QGI Clinical Data Gate
A governance engine that evaluates every request for patient data in real time, enforcing consent, minimization, transparency, and regulatory compliance before access is granted.
Project Overview
Healthcare systems manage some of the most sensitive data in society, including medical histories, genetic information, mental health records, and treatment decisions. These datasets are accessed daily by clinicians, administrative systems, artificial intelligence models, researchers, and third-party service providers.
Despite strict regulatory frameworks such as the Health Insurance Portability and Accountability Act (HIPAA) and the General Data Protection Regulation (GDPR) , most hospitals still rely on static permission models such as role-based access control. These systems cannot evaluate the context of data access requests, including purpose limitation, consent scope, proportional data use, or risk of harm.
The QGI Patient Data Access Governance system introduces runtime governance enforcement, ensuring that every request for patient data is evaluated against deterministic governance constraints before access is granted.
System Purpose
The system acts as a governance gateway between healthcare data infrastructure and any entity requesting access to patient data. It evaluates whether a request satisfies:
- patient consent scope
- purpose legitimacy
- minimum necessary data usage
- transparency and explainability requirements
- regulatory compliance constraints
- risk of harm
Only requests that satisfy governance invariants are allowed to proceed.
System Architecture
The system integrates between data sources and data consumers.
Data source examples:
- Electronic Health Records (EHR)
- Imaging systems
- laboratory databases
- genomic databases
- insurance systems
Data consumers:
- clinicians
- hospital applications
- diagnostic AI models
- research platforms
- external healthcare partners
Every access request must pass through the QGI Governance Gateway.
Runtime Flow
The runtime follows the QGI tier sequence:
Tier 4 → Tier 1 → Governance Signal Processor(GSP) → Tier 2 → Tier 3 → Decision
Step 1 — Data Access Request
A request for patient data is generated. Example request:
Requester: Radiology AI model
Purpose: Tumor detection
Requested Data:
- MRI scans
- patient age
- medical history
Patient Consent: AI diagnostic assistance allowed
This request becomes the input context package for QGI.

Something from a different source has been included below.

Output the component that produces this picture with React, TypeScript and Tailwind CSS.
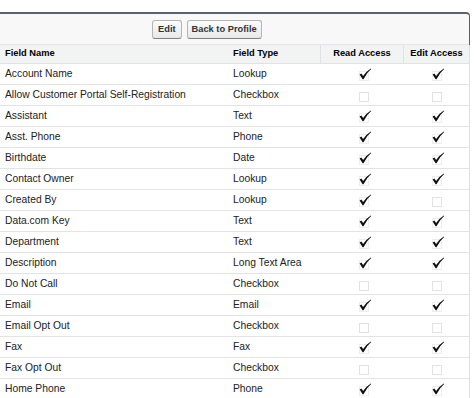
import React from "react"

type Row = { name: string; type: string; read: boolean; edit: boolean }

const rows: Row[] = [
  { name: "Account Name", type: "Lookup", read: true, edit: true },
  { name: "Allow Customer Portal Self-Registration", type: "Checkbox", read: false, edit: false },
  { name: "Assistant", type: "Text", read: true, edit: true },
  { name: "Asst. Phone", type: "Phone", read: true, edit: true },
  { name: "Birthdate", type: "Date", read: true, edit: true },
  { name: "Contact Owner", type: "Lookup", read: true, edit: true },
  { name: "Created By", type: "Lookup", read: true, edit: false },
  { name: "Data.com Key", type: "Text", read: true, edit: true },
  { name: "Department", type: "Text", read: true, edit: true },
  { name: "Description", type: "Long Text Area", read: true, edit: true },
  { name: "Do Not Call", type: "Checkbox", read: false, edit: false },
  { name: "Email", type: "Email", read: true, edit: true },
  { name: "Email Opt Out", type: "Checkbox", read: false, edit: false },
  { name: "Fax", type: "Fax", read: true, edit: true },
  { name: "Fax Opt Out", type: "Checkbox", read: false, edit: false },
  { name: "Home Phone", type: "Phone", read: true, edit: true },
]

function CheckIcon({ checked }: { checked: boolean }) {
  return (
    <svg width="14" height="13" viewBox="0 0 14 13" className="block">
      <rect x="1.5" y="3.5" width="9" height="9" fill="none" stroke={checked ? "#eeeeee" : "#e2e2e2"} />
      {checked && (
        <path d="M1.6 6.6 L3.4 5.5 L5.1 8 Q8 3.4 12.8 0.4 L13.2 1.1 Q8.9 4.6 5.5 11.2 L4.6 11.2 Z" fill="#111" />
      )}
    </svg>
  )
}

export default function App() {
  return (
    <div className="w-[474px] h-[398px] overflow-hidden bg-white font-['Liberation_Sans',Arial,sans-serif] text-[#222]">
      <div className="mt-[12px] w-[470px] border-t-2 border-r border-[#5b616c] rounded-tr-[4px] bg-[#f8f8f8]">
        <div className="h-[31px] flex items-start pt-[6px] pl-[152px] gap-[5px] border-b border-[#e3e5e7]">
          <button className="h-[19px] px-[5px] rounded-[3px] border border-[#b5b5b5] border-b-[#7f7f7f] bg-gradient-to-b from-[#fcfcfc] to-[#e8e8e8] text-[9.3px] font-bold text-[#333] leading-none">
            Edit
          </button>
          <button className="h-[19px] px-[4px] rounded-[3px] border border-[#b5b5b5] border-b-[#7f7f7f] bg-gradient-to-b from-[#fcfcfc] to-[#e8e8e8] text-[9.3px] font-bold text-[#333] leading-none">
            Back to Profile
          </button>
        </div>
        <div className="bg-white border-r border-[#e0e0e0] -mr-px">
          <div className="flex h-[19px] bg-[#f2f3f3] border-b border-[#e0e3e5] text-[9.3px] font-bold text-[#000]">
            <div className="w-[228px] pl-[5px] flex items-center">Field Name</div>
            <div className="w-[93px] pl-[5px] flex items-center border-r border-[#e0e3e5]">Field Type</div>
            <div className="w-[83px] flex items-center justify-center border-r border-[#e0e3e5]">Read Access</div>
            <div className="flex-1 flex items-center justify-center">Edit Access</div>
          </div>
          {rows.map((r) => (
            <div key={r.name} className="flex h-[21px] border-b border-[#e3e3e3] text-[10.3px]">
              <div className="w-[228px] pl-[5px] flex items-center">{r.name}</div>
              <div className="w-[93px] pl-[5px] flex items-center">{r.type}</div>
              <div className="w-[83px] flex items-center justify-center pl-[4px]">
                <CheckIcon checked={r.read} />
              </div>
              <div className="flex-1 flex items-center justify-center pl-[2px]">
                <CheckIcon checked={r.edit} />
              </div>
            </div>
          ))}
        </div>
      </div>
    </div>
  )
}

Step 2 — Tier 4: System / Org Configuration
This is the preflight defined by the orgnization. It answers: “Is this action even
allowed to enter governance evaluation?”
This is not ethical reasoning. It is hard allowlist/blocklist logic.
Step 3 — Tier 1: Healthcare Governance Profile
Healthcare is classified as a high-risk and sensitive data domain. Tier 1 loads the
Healthcare Governance Profile. For example, some signals could be:
τNH = 0.18: Non-Harm threshold (extremely strict)
τOP = 0.45: Opacity limit (low opacity allowed)
DISC = YES: Transparency disclosure required
This profile ensures that:
- patient harm risk must be extremely low
- AI reasoning must be explainable
- unnecessary data cannot be accessed
- system behavior must remain stable over time
- patients must be informed about AI involvement
Step 4 — Governance Signal Processor(GSP)
GSP extracts governance signals from the input context package, preparing signals
that Tier 2 will evaluate.
Signal extraction may use:
- statistical models
- security scanners
- logging metrics
- formal validators
- structured risk frameworks
Step 5 — Tier 2: Invariant Evaluation
Tier 2 evaluates the request against governance invariants. Example invariant checks:
- Autonomy Invariant: Does patient consent cover AI analysis?
- Non-Harm Invariant: Could the requested access create potential harm?
- Data Minimization: Is every requested field necessary?
Tier 2 reduces the request scope to the core.
Step 6 — Tier 3: Regulatory Compliance Evaluation
Tier 3 verifies regulatory compliance. Examples include:
- HIPAA data protection rules
- GDPR patient rights
- hospital governance policies
- national healthcare regulations
If regulatory violations are detected, the request is rejected, or sent to human audit.
Step 7 — Governance Decision Output
The system generates one of three outputs.
Allow:
- Access granted to MRI scans
- Medical history restricted
Conditional Allow:
- Access granted with anonymization
- Audit log created
- Human review required
Deny:
- Consent scope violation
- Request rejected
System Flow Chart
The system process may flow as the following. The real-time flow can be desiged per local conditions.
Operational Benefits
The system introduces several structural improvements.
- Deterministic Governance. Governance is enforced computationally rather than through policy interpretation.
- Reduced Data Exposure. Access is restricted to only the minimum necessary data.
- Regulatory Assurance. Compliance requirements are evaluated automatically.
- Patient Trust. Patients can be informed that their data is protected by computational governance enforcement.
Strategic Importance
Healthcare AI is expanding rapidly, but governance systems have not evolved at the same pace. Sensitive patient data requires protection mechanisms that operate at system runtime rather than through static policy documents.
The QGI Patient Data Governance system demonstrates how deterministic governance architectures can protect both human rights and AI integrity in real-world healthcare infrastructure.